4. Point A and Point B might be regular points from S, or they might be "edge" points (limit points) that aren't quite in S but are super close.
5. If Point A is an "edge" point, it means we can find a whole bunch of points from S (let's call them A1, A2, A3, and so on) that get closer and closer to Point A. We can do the same for Point B, finding points B1, B2, B3,... from S that get closer and closer to Point B.
6. Now, let's look at the line segments connecting A1 to B1, A2 to B2, A3 to B3, and so on. Since A1 and B1 are in S, and S is convex, the line segment connecting A1 and B1 *must* be entirely inside S. The same is true for the line segment connecting A2 to B2 (it's in S), and so on for all the little segments.
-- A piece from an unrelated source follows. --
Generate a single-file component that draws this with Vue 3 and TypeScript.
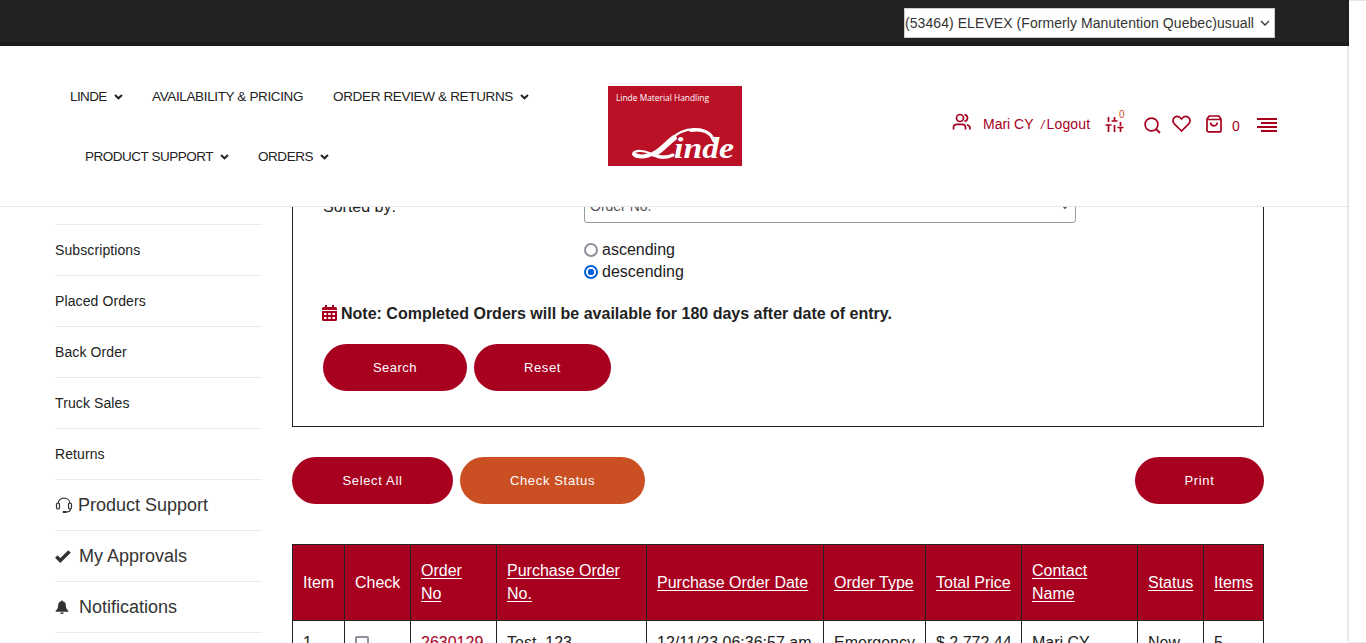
<script setup lang="ts">
interface NavItem { label: string; cls: string; arrow: boolean }
const primary: NavItem[] = [
  { label: 'LINDE', cls: 'n-linde', arrow: true },
  { label: 'AVAILABILITY & PRICING', cls: 'n-avail', arrow: false },
  { label: 'ORDER REVIEW & RETURNS', cls: 'n-review', arrow: true },
]
const secondary: NavItem[] = [
  { label: 'PRODUCT SUPPORT', cls: 'n-support', arrow: true },
  { label: 'ORDERS', cls: 'n-orders', arrow: true },
]
const links: string[] = ['Subscriptions', 'Placed Orders', 'Back Order', 'Truck Sales', 'Returns']
const columns: { label: string; sortable: boolean; width: number }[] = [
  { label: 'Item', sortable: false, width: 52 },
  { label: 'Check', sortable: false, width: 66 },
  { label: 'Order No', sortable: true, width: 86 },
  { label: 'Purchase Order No.', sortable: true, width: 150 },
  { label: 'Purchase Order Date', sortable: true, width: 177 },
  { label: 'Order Type', sortable: true, width: 102 },
  { label: 'Total Price', sortable: true, width: 96 },
  { label: 'Contact Name', sortable: true, width: 116 },
  { label: 'Status', sortable: true, width: 66 },
  { label: 'Items', sortable: true, width: 61 },
]
const row: string[] = ['1', '', '2630129', 'Test_123', '12/11/23 06:36:57 am', 'Emergency', '$ 2,772.44', 'Mari CY', 'New', '5']
</script>

<template>
  <div class="page">
    <div class="topbar">
      <div class="account">
        <span>(53464) ELEVEX (Formerly Manutention Quebec)usuall</span>
        <svg width="10" height="8" viewBox="0 0 10 8"><path d="M1 2l4 4 4-4" fill="none" stroke="#333" stroke-width="1.4" /></svg>
      </div>
    </div>
    <header class="header">
      <nav class="nav">
        <div class="nav-row">
          <a v-for="n in primary" :key="n.label" :class="['nav-item', n.cls]">
            <span>{{ n.label }}</span>
            <svg v-if="n.arrow" width="9" height="6" viewBox="0 0 9 6"><path d="M1 1l3.5 3.3L8 1" fill="none" stroke="#222" stroke-width="2" /></svg>
          </a>
        </div>
        <div class="nav-row second">
          <a v-for="n in secondary" :key="n.label" :class="['nav-item', n.cls]">
            <span>{{ n.label }}</span>
            <svg v-if="n.arrow" width="9" height="6" viewBox="0 0 9 6"><path d="M1 1l3.5 3.3L8 1" fill="none" stroke="#222" stroke-width="2" /></svg>
          </a>
        </div>
      </nav>
      <svg class="logo" width="134" height="80" viewBox="0 0 134 80">
        <rect width="134" height="80" fill="#ba1126" />
        <text x="8" y="15.3" class="logo-small" textLength="93" lengthAdjust="spacingAndGlyphs">Linde Material Handling</text>
        <text x="66" y="71.5" class="logo-word" textLength="60" lengthAdjust="spacingAndGlyphs">inde</text>
        <g fill="none" stroke="#fff" stroke-linecap="round">
          <path d="M105 54C102 42 84 41 73 46C61 52 55 61 47 67C40 71.500 34 72 29 71C22 69 25 64.500 33 65C43 65.500 49 73 63 70" stroke-width="2.200" />
          <path d="M66 52C59 57 54 64 46 68" stroke-width="5.500" />
          <path d="M83 44.500C94 42.500 103 46 106 55" stroke-width="3.200" />
          <path d="M27 68.500C31 71 36 70.500 41 68.500" stroke-width="3.500" />
          <path d="M46 69C51 72 58 72 65 69" stroke-width="3" />
        </g>
      </svg>
      <div class="tools">
        <svg class="i-users" width="20" height="18" viewBox="0 0 20 18"><g fill="none" stroke="#a8001f" stroke-width="1.7"><circle cx="8" cy="5" r="3.5" /><path d="M1.5 16.5v-1.8c0-2 1.5-3.3 3.4-3.3h5.2c2 0 3.4 1.3 3.4 3.3v1.8M12.5 1.6c4 .8 4 6 0 6.8M15 11.7c2.1.6 3 1.6 3 3.4v1.4" /></g></svg>
        <span class="user">Mari CY</span>
        <span class="logout"><i>/</i>Logout</span>
        <span class="compare">
          <svg width="20" height="18" viewBox="0 0 20 18"><path d="M3.500 2v5M3.500 10v7M.5 10h6M9.500 2v4M9.500 10v7M6.500 6h6M15.500 7v4M15.500 13v4M12.500 12.500h6" fill="none" stroke="#a8001f" stroke-width="1.700" /></svg>
          <span class="badge">0</span>
        </span>
        <svg class="i-search" width="17" height="17" viewBox="0 0 17 17"><circle cx="7.500" cy="7.500" r="6.400" fill="none" stroke="#a8001f" stroke-width="1.7" /><path d="M12 12l4 4" stroke="#a8001f" stroke-width="1.8" /></svg>
        <svg class="i-heart" width="19" height="18" viewBox="0 0 19 18"><path d="M9.500 16L2.300 8.800C.2 6.500.8 3.200 3.100 2C5.400.8 7.800 1.900 9.500 4C11.200 1.900 13.600.8 15.900 2C18.200 3.200 18.800 6.500 16.700 8.800Z" fill="none" stroke="#a8001f" stroke-width="1.7" /></svg>
        <svg class="i-bag" width="16" height="18" viewBox="0 0 16 18"><path d="M3.200 1h9.600L15 4v11.200c0 1-.6 1.700-1.700 1.700H2.700C1.600 16.900 1 16.200 1 15.200V4zM1 4.500h14M4.700 7.500c0 4.400 6.600 4.400 6.600 0" fill="none" stroke="#a8001f" stroke-width="1.7" stroke-linejoin="round" /></svg>
        <span class="count">0</span>
        <svg class="i-menu" width="20" height="14" viewBox="0 0 20 14"><path d="M0 1h20M4 5h16M0 9h20M4 13h16" stroke="#a8001f" stroke-width="2" /></svg>
      </div>
    </header>

    <div class="body">
      <aside class="side">
        <div class="side-top"></div>
        <a v-for="l in links" :key="l" class="side-link">{{ l }}</a>
        <a class="side-link large"><svg width="18" height="18" viewBox="0 0 18 18"><g fill="none" stroke="#333" stroke-width="1.200"><path d="M3 8C3 .2 15 .2 15 8" /><rect x="1.500" y="7" width="3" height="6" rx="1.400" /><rect x="13.500" y="7" width="3" height="6" rx="1.400" /><path d="M15.500 13c0 2.300-1.500 3-4 3" /></g><rect x="7.500" y="15" width="4.500" height="2" rx="1" fill="#333" /></svg><span class="first">Product Support</span></a>
        <a class="side-link large"><svg width="18" height="18" viewBox="0 0 18 18"><path d="M1.300 9.500l4 4L14.500 4.500" fill="none" stroke="#333" stroke-width="3.500" /></svg><span>My Approvals</span></a>
        <a class="side-link large"><svg width="18" height="18" viewBox="0 0 18 18"><path d="M6.300 2.500h1.400V3.300c2 .5 3 1.700 3.200 4.200.1 2.500.7 3.700 2.500 5.300v.9H.6v-.9c1.800-1.600 2.400-2.800 2.500-5.300.2-2.500 1.200-3.700 3.200-4.200zM5.300 14.500h3.400c0 2-3.400 2-3.400 0z" fill="#333" /></svg><span>Notifications</span></a>
      </aside>

      <main class="main">
        <section class="filter">
          <div class="field">
            <label class="label">Sorted by:</label>
            <div class="select"><span>Order No.</span><svg width="10" height="7" viewBox="0 0 10 7"><path d="M1.500 1l3.500 4 3.500-4" fill="none" stroke="#555" stroke-width="1.8" /></svg></div>
          </div>
          <div class="radios">
            <div class="radio"><span class="dot"></span>ascending</div>
            <div class="radio"><span class="dot on"></span>descending</div>
          </div>
          <div class="note">
            <svg width="15" height="16" viewBox="0 0 15 16"><path d="M0 5V3.500Q0 2 1.500 2H3V0h2v2h5V0h2v2h1.500Q15 2 15 3.500V5zM0 6h15v8.500q0 1.500-1.500 1.500h-12Q0 16 0 14.500z" fill="#a8001f" /><path d="M2 8h2.500v2H2zM6.200 8h2.500v2H6.200zM10.500 8H13v2h-2.500zM2 12h2.500v2H2zM6.200 12h2.500v2H6.200zM10.500 12H13v2h-2.500z" fill="#fff" /></svg>
            <b>Note: Completed Orders will be available for 180 days after date of entry.</b>
          </div>
          <div class="buttons"><button class="btn w-search">Search</button><button class="btn w-reset">Reset</button></div>
        </section>
        <div class="actions">
          <button class="btn w-all">Select All</button>
          <button class="btn w-status">Check Status</button>
          <button class="btn w-print">Print</button>
        </div>
        <table class="orders">
          <colgroup><col v-for="c in columns" :key="c.label" :style="{ width: c.width + 'px' }" /></colgroup>
          <thead><tr><th v-for="c in columns" :key="c.label" :class="{ narrow: c.label === 'Order No' }"><span :class="{ sort: c.sortable }">{{ c.label }}</span></th></tr></thead>
          <tbody><tr><td v-for="(v, i) in row" :key="i" :class="{ link: i === 2 }"><span v-if="i === 1" class="box"></span><template v-else>{{ v }}</template></td></tr></tbody>
        </table>
      </main>
    </div>
    <div class="drawer"></div>
  </div>
</template>

<style>
html, body { margin: 0; overflow: hidden; background: #fff; }
</style>

<style scoped>
* { box-sizing: border-box; }
.page { position: relative; width: 1366px; height: 643px; overflow: hidden; font-family: "Liberation Sans", Arial, sans-serif; color: #222; background: #fff; }
svg { display: block; flex: none; }
.topbar { height: 46px; background: #222; border-bottom: 4px solid #1f1c1e; padding: 8px 0 0 904px; }
.account { width: 371px; height: 30px; border: 1px solid #ccc; background: #fff; color: #333; display: flex; align-items: center; font-size: 14px; line-height: 28px; white-space: nowrap; }
.account span { width: 349px; letter-spacing: .07px; }
.account svg { margin-left: 6px; }
.header { height: 161px; border-bottom: 1px solid #e7e7e7; display: flex; background: #fff; }
.nav { width: 608px; padding-top: 20px; }
.nav-row { display: flex; height: 60px; align-items: center; padding-left: 70px; }
.nav-row.second { padding-left: 85px; }
.nav-item { display: flex; align-items: center; font-size: 13.5px; white-space: nowrap; }
.nav-item svg { margin-left: 6.5px; margin-top: 1px; }
.n-linde { width: 82px; }
.n-linde span { width: 37px; letter-spacing: -.6px; }
.n-avail { width: 181px; }
.n-avail span { letter-spacing: -.36px; }
.n-review span { width: 180px; letter-spacing: -.34px; }
.n-support { width: 173px; }
.n-support span { width: 128px; letter-spacing: -.48px; }
.n-orders span { width: 55px; letter-spacing: -.45px; }
.logo { margin-top: 40px; }
.logo-small { font: 9.500px "Open Sans", "Noto Sans", sans-serif; fill: #fff; }
.logo-word { font: italic bold 29px "Liberation Serif", serif; fill: #fff; }
.tools { display: flex; align-items: flex-start; color: #a8001f; font-size: 14px; line-height: 18px; margin-left: 210px; padding-top: 66px; white-space: nowrap; }
.i-users { margin-top: 1px; }
.user { margin: 3px 0 0 11px; width: 58px; }
.logout { margin-top: 3px; width: 64px; letter-spacing: .16px; }
.logout i { font-size: 12px; margin-right: 2px; }
.compare { position: relative; margin-top: 3px; width: 40px; }
.badge { position: absolute; left: 14px; top: -7px; font-size: 10px; line-height: 14px; color: #ca5023; }
.i-search { margin: 5px 0 0 -1px; }
.i-heart { margin: 3px 0 0 10.5px; }
.i-bag { margin: 3px 0 0 15.5px; }
.count { margin: 5px 0 0 10px; width: 25px; }
.i-menu { margin-top: 6px; }
.body { display: flex; height: 436px; overflow: hidden; padding-left: 55px; }
.side { width: 207px; flex: none; }
.side-top { height: 18px; border-bottom: 1px solid #eaeaea; }
.side-link { height: 51px; border-bottom: 1px solid #eaeaea; display: flex; align-items: center; font-size: 14px; letter-spacing: .1px; }
.side-link.large { font-size: 18px; color: #333; letter-spacing: 0; }
.side-link.large span { margin-left: 6px; }
.side-link.large .first { margin-left: 5px; }
.main { width: 972px; margin-left: 30px; flex: none; }
.filter { height: 237px; border: 1px solid #222; border-top: 0; padding-left: 30px; font-size: 16px; }
.field { display: flex; height: 33px; margin-top: -17px; }
.label { width: 261px; line-height: 33px; }
.select { width: 492px; height: 33px; border: 1px solid #999; border-radius: 3px; display: flex; align-items: center; justify-content: space-between; padding: 0 5px 2px; font-size: 14px; color: #555; }
.select svg { margin-top: 2px; }
.radios { margin: 16px 0 0 261px; }
.radio { height: 22px; display: flex; align-items: center; gap: 4px; }
.dot { width: 14px; height: 14px; border: 2px solid #8f8f9d; border-radius: 50%; }
.dot.on { border-color: #0060df; background: radial-gradient(circle, #0060df 3px, #fff 3.500px); }
.note { height: 24px; margin-top: 19px; display: flex; align-items: center; gap: 4px; white-space: nowrap; margin-left: -1px; }
.note svg { margin-top: -2px; }
.buttons { display: flex; gap: 7px; margin-top: 18px; }
.btn { border: 0; height: 47px; border-radius: 24px; padding: 0; background: #a8001f; color: #fff; font: 13px/47px "Liberation Sans", Arial, sans-serif; letter-spacing: .65px; text-align: center; }
.w-search { width: 144px; letter-spacing: .5px; }
.w-reset { width: 137px; }
.w-all { width: 161px; }
.w-status { width: 185px; background: #ca5023; }
.w-print { width: 129px; margin-left: auto; }
.actions { display: flex; gap: 7px; margin-top: 30px; height: 87px; }
.orders { width: 972px; table-layout: fixed; border-spacing: 0; font-size: 16px; line-height: 23px; }
.orders th { height: 76px; background: #a8001f; color: #fff; font-weight: normal; text-align: left; vertical-align: middle; padding: 0 9px 1px 10px; border: solid #222; border-width: 1px 0 0 1px; }
.orders th.narrow { padding-right: 15px; }
.orders td { height: 44px; vertical-align: middle; padding: 0 0 0 10px; border: solid #222; border-width: 1px 0 0 1px; white-space: nowrap; }
.orders th:last-child, .orders td:last-child { border-right-width: 1px; }
.sort { text-decoration: underline; text-decoration-thickness: 1px; text-underline-offset: 2px; text-decoration-skip-ink: none; }
.link { color: #a8001f; }
.box { display: block; width: 14px; height: 14px; border: 2px solid #8f8f9d; border-radius: 2px; }
.drawer { position: absolute; left: 1349px; top: 0; width: 18px; height: 643px; background: #fff; border: 1px solid #e7e7e7; border-width: 1px 0; box-shadow: 0 0 3px rgba(0, 0, 0, .3); }
</style>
7. As our points A1, A2,... get closer and closer to Point A, and B1, B2,... get closer and closer to Point B, the little line segments (A1B1, A2B2,...) also get closer and closer to the big line segment (AB) that connects our original Point A and Point B.
8. Since *all* the little line segments are completely contained within S, and the big line segment AB is what they are getting super close to, this means every single point on the big line segment AB must either be in S itself, or it must be an "edge" point of S.
9. By definition, if a point is in S or is an "edge" point of S, then it is in the closure of S (Cl(S)).
10. So, we've shown that if you pick any two points from Cl(S), the whole line segment between them is also in Cl(S). This is exactly what it means for Cl(S) to be convex!